3 Responses to Any compassion?

  1. sagemerald06 says:

    OMG! I wish I could share something very private with you so that only you could read….. It sounds just like the e-mail I wrote to my husband. Wishing I was dead. I told him that if it wasn’t for my two kids I would get his shotgun from the attic and blow my brains out. I hate my life! I’m living a double a life that I live at work and then I get in my vehicle and drive home in tears. I turn the corner into our subdivision and dread driving into my garage. All I do is cry and and hole up in my bedroom. But he finds me and badgers me. Why didn’t I do this, why didn’t you tell our son to do this, why is our daughter not here yet…. WHY! WHY! I just want to tell him WHY don’t ‘YOU JUST LEAVE ME THE F****** ALONE. My e-mail address is *********** please e-mail me perhaps we could talk on the phone and lift each others spirits. All I can say is what a dreadful existence we live……
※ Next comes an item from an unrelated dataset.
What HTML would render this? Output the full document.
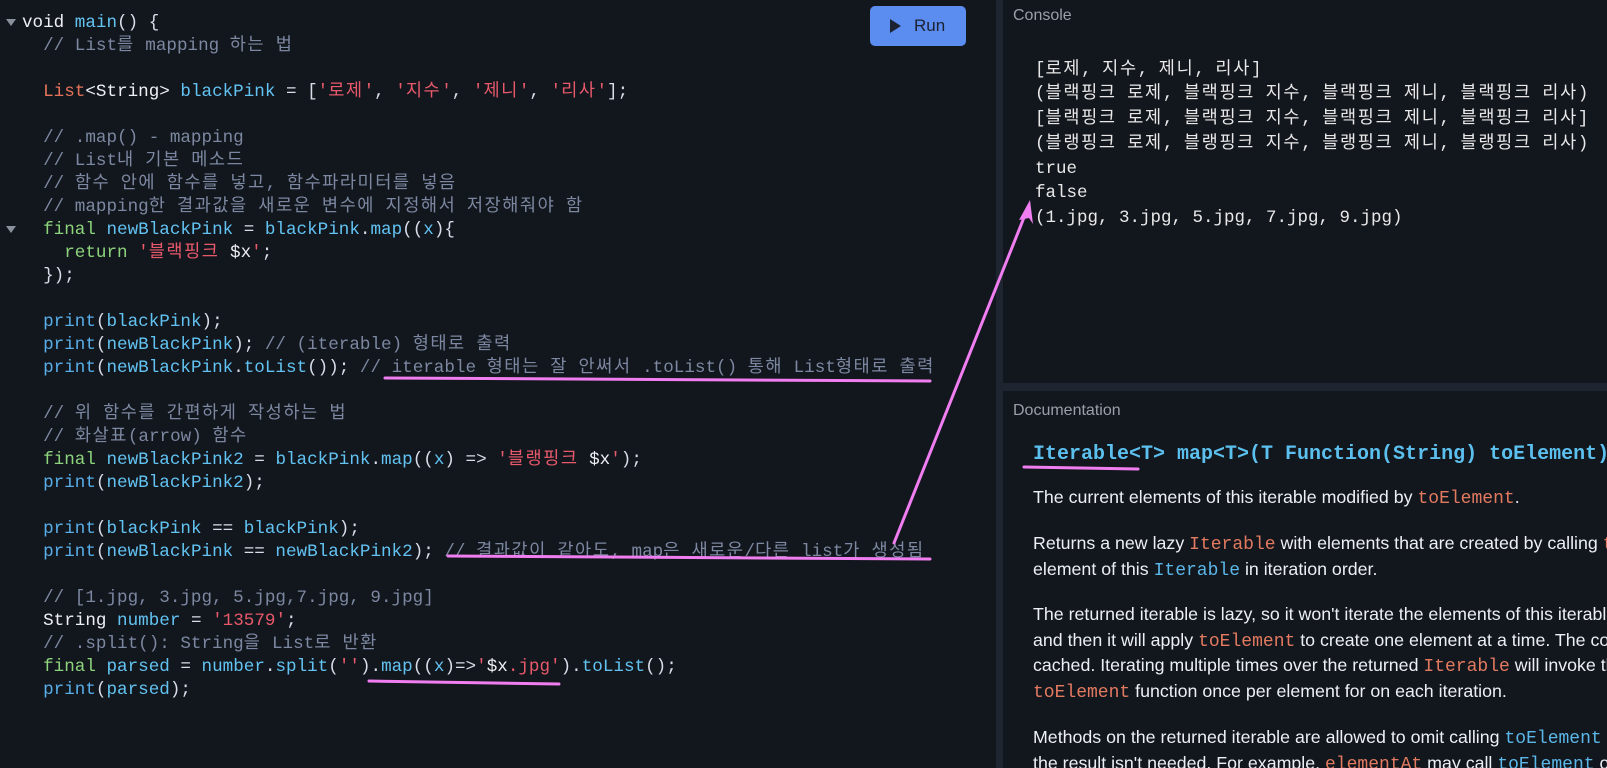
<!DOCTYPE html>
<html><head><meta charset="utf-8">
<style>
html,body{margin:0;padding:0;background:#12161d;width:1607px;height:768px;overflow:hidden}
body{position:relative;font-family:"Liberation Sans","Noto Sans CJK KR",sans-serif}
#ed{position:absolute;left:0;top:0;width:996px;height:768px;background:#12161d;overflow:hidden}
pre{margin:0;position:absolute;left:22px;top:11.5px;font-size:17.6px;line-height:23px;color:#d8dee9;font-family:"Liberation Mono","WenQuanYi Zen Hei",monospace;white-space:pre}
i{font-style:normal;letter-spacing:1.5px}
#con i{letter-spacing:1.7px}
.c{color:#7c88a1}.s{color:#e8596b}.g{color:#8dd47c}.b{color:#62c3f2}.o{color:#e5735a}.w{color:#eef0f4}.p{color:#58aee8}
.fold{position:absolute;left:6px;width:0;height:0;border-left:5px solid transparent;border-right:5px solid transparent;border-top:7px solid #8a919c}
#div{position:absolute;left:996px;top:0;width:7px;height:768px;background:#1f2530}
#rp{position:absolute;left:1003px;top:0;width:604px;height:768px;overflow:hidden}
#hband{position:absolute;left:0;top:383px;width:604px;height:8px;background:#1f2530}
.lbl{position:absolute;left:10px;font-size:16px;color:#9aa0a8}
#con{position:absolute;left:32px;top:57.5px;font-size:17.5px;line-height:24.8px;color:#e8e8e8;white-space:pre;font-family:"Liberation Mono","WenQuanYi Zen Hei",monospace}
#run{position:absolute;left:870px;top:6px;width:96px;height:40px;border-radius:5px;background:#5b8cf0}
#run .t{position:absolute;left:20px;top:13px;width:0;height:0;border-top:7px solid transparent;border-bottom:7px solid transparent;border-left:11px solid #1c2230}
#run .r{position:absolute;left:44px;top:10px;font-size:17px;color:#1c2230}
#sig{position:absolute;left:30px;top:443px;font-size:20px;font-weight:bold;color:#5cc0ee;white-space:pre;font-family:"Liberation Mono",monospace}
.doc{position:absolute;left:30px;font-size:17.8px;line-height:25.5px;color:#eceff3;white-space:nowrap}
.doc code{font-family:"Liberation Mono",monospace;font-size:18px}
.r1{color:#e27a60}.b1{color:#5ab7e8}
svg{position:absolute;left:0;top:0}
</style></head><body>
<div id="ed">
<div class="fold" style="top:19px"></div>
<div class="fold" style="top:226px"></div>
<pre><span class="w">void</span> <span class="b">main</span>() {
  <span class="c">// List<i>를</i> mapping <i>하는</i> <i>법</i></span>

  <span class="o">List</span><span class="w">&lt;String&gt;</span> <span class="b">blackPink</span> = [<span class="s">'<i>로제</i>'</span>, <span class="s">'<i>지수</i>'</span>, <span class="s">'<i>제니</i>'</span>, <span class="s">'<i>리사</i>'</span>];

  <span class="c">// .map() - mapping</span>
  <span class="c">// List<i>내</i> <i>기본</i> <i>메소드</i></span>
  <span class="c">// <i>함수</i> <i>안에</i> <i>함수를</i> <i>넣고</i>, <i>함수파라미터를</i> <i>넣음</i></span>
  <span class="c">// mapping<i>한</i> <i>결과값을</i> <i>새로운</i> <i>변수에</i> <i>지정해서</i> <i>저장해줘야</i> <i>함</i></span>
  <span class="g">final</span> <span class="b">newBlackPink</span> = <span class="b">blackPink</span>.<span class="b">map</span>((<span class="b">x</span>){
    <span class="g">return</span> <span class="s">'<i>블랙핑크</i> </span><span class="w">$x</span><span class="s">'</span>;
  });

  <span class="p">print</span>(<span class="b">blackPink</span>);
  <span class="p">print</span>(<span class="b">newBlackPink</span>); <span class="c">// (iterable) <i>형태로</i> <i>출력</i></span>
  <span class="p">print</span>(<span class="b">newBlackPink</span>.<span class="b">toList</span>()); <span class="c">// iterable <i>형태는</i> <i>잘</i> <i>안써서</i> .toList() <i>통해</i> List<i>형태로</i> <i>출력</i></span>

  <span class="c">// <i>위</i> <i>함수를</i> <i>간편하게</i> <i>작성하는</i> <i>법</i></span>
  <span class="c">// <i>화살표</i>(arrow) <i>함수</i></span>
  <span class="g">final</span> <span class="b">newBlackPink2</span> = <span class="b">blackPink</span>.<span class="b">map</span>((<span class="b">x</span>) =&gt; <span class="s">'<i>블랭핑크</i> </span><span class="w">$x</span><span class="s">'</span>);
  <span class="p">print</span>(<span class="b">newBlackPink2</span>);

  <span class="p">print</span>(<span class="b">blackPink</span> == <span class="b">blackPink</span>);
  <span class="p">print</span>(<span class="b">newBlackPink</span> == <span class="b">newBlackPink2</span>); <span class="c">// <i>결과값이</i> <i>같아도</i>, map<i>은</i> <i>새로운</i>/<i>다른</i> list<i>가</i> <i>생성됨</i></span>

  <span class="c">// [1.jpg, 3.jpg, 5.jpg,7.jpg, 9.jpg]</span>
  <span class="w">String</span> <span class="b">number</span> = <span class="s">'13579'</span>;
  <span class="c">// .split(): String<i>을</i> List<i>로</i> <i>반환</i></span>
  <span class="g">final</span> <span class="b">parsed</span> = <span class="b">number</span>.<span class="b">split</span>(<span class="s">''</span>).<span class="b">map</span>((<span class="b">x</span>)=&gt;<span class="s">'</span><span class="w">$x</span><span class="s">.jpg'</span>).<span class="b">toList</span>();
  <span class="p">print</span>(<span class="b">parsed</span>);



}</pre>
<div id="run"><div class="t"></div><div class="r">Run</div></div>
</div>
<div id="div"></div>
<div id="rp">
<div id="hband"></div>
<div class="lbl" style="top:7px">Console</div>
<div id="con">[<i>로제</i>, <i>지수</i>, <i>제니</i>, <i>리사</i>]
(<i>블랙핑크</i> <i>로제</i>, <i>블랙핑크</i> <i>지수</i>, <i>블랙핑크</i> <i>제니</i>, <i>블랙핑크</i> <i>리사</i>)
[<i>블랙핑크</i> <i>로제</i>, <i>블랙핑크</i> <i>지수</i>, <i>블랙핑크</i> <i>제니</i>, <i>블랙핑크</i> <i>리사</i>]
(<i>블랭핑크</i> <i>로제</i>, <i>블랭핑크</i> <i>지수</i>, <i>블랭핑크</i> <i>제니</i>, <i>블랭핑크</i> <i>리사</i>)
true
false
(1.jpg, 3.jpg, 5.jpg, 7.jpg, 9.jpg)</div>
<div class="lbl" style="top:402px">Documentation</div>
<div id="sig">Iterable&lt;T&gt; map&lt;T&gt;(T Function(String) toElement)</div>
<div class="doc" style="top:485px">The current elements of this iterable modified by <code class="r1">toElement</code>.</div>
<div class="doc" style="top:531px">Returns a new lazy <code class="r1">Iterable</code> with elements that are created by calling <code class="r1">toElement</code> on each</div>
<div class="doc" style="top:557px">element of this <code class="b1">Iterable</code> in iteration order.</div>
<div class="doc" style="top:602px">The returned iterable is lazy, so it won't iterate the elements of this iterable until it is itself iterated,</div>
<div class="doc" style="top:628px">and then it will apply <code class="r1">toElement</code> to create one element at a time. The converted elements are not</div>
<div class="doc" style="top:653px">cached. Iterating multiple times over the returned <code class="r1">Iterable</code> will invoke the supplied</div>
<div class="doc" style="top:679px"><code class="r1">toElement</code> function once per element for on each iteration.</div>
<div class="doc" style="top:725px">Methods on the returned iterable are allowed to omit calling <code class="b1">toElement</code> on any element where</div>
<div class="doc" style="top:751px">the result isn't needed. For example, <code class="r1">elementAt</code> may call <code class="b1">toElement</code> only once.</div>
</div>
<svg width="1607" height="768" viewBox="0 0 1607 768">
<g stroke="#f07ef0" stroke-width="3" fill="none" stroke-linecap="round">
<path d="M385 378 L930 381"/>
<path d="M448 556 L930 559"/>
<path d="M369 681 L559 684"/>
<path d="M1024 467 L1138 469"/>
<path d="M894 543 L1029 205"/>
</g>
<path d="M1030 200 L1019 220 L1029 218 L1033 224 Z" fill="#f07ef0"/>
</svg>
</body></html>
    • Your comment made me cry. I feel so horrible for women in abusive situations. I want to fix it for all of us. It shouldn’t be this way; we shouldn’t be treated this way! It is SO not right!!!! Yes, it is a dreadful existence we live. :( And please leave as soon as you can.

  2. renxkyoko says:

    Oh.

    Your husband is quite dense.

    It’s hard when I haven’t been in this situation yet. Saying that your husband is dense now sounds lame to me. I’m confused.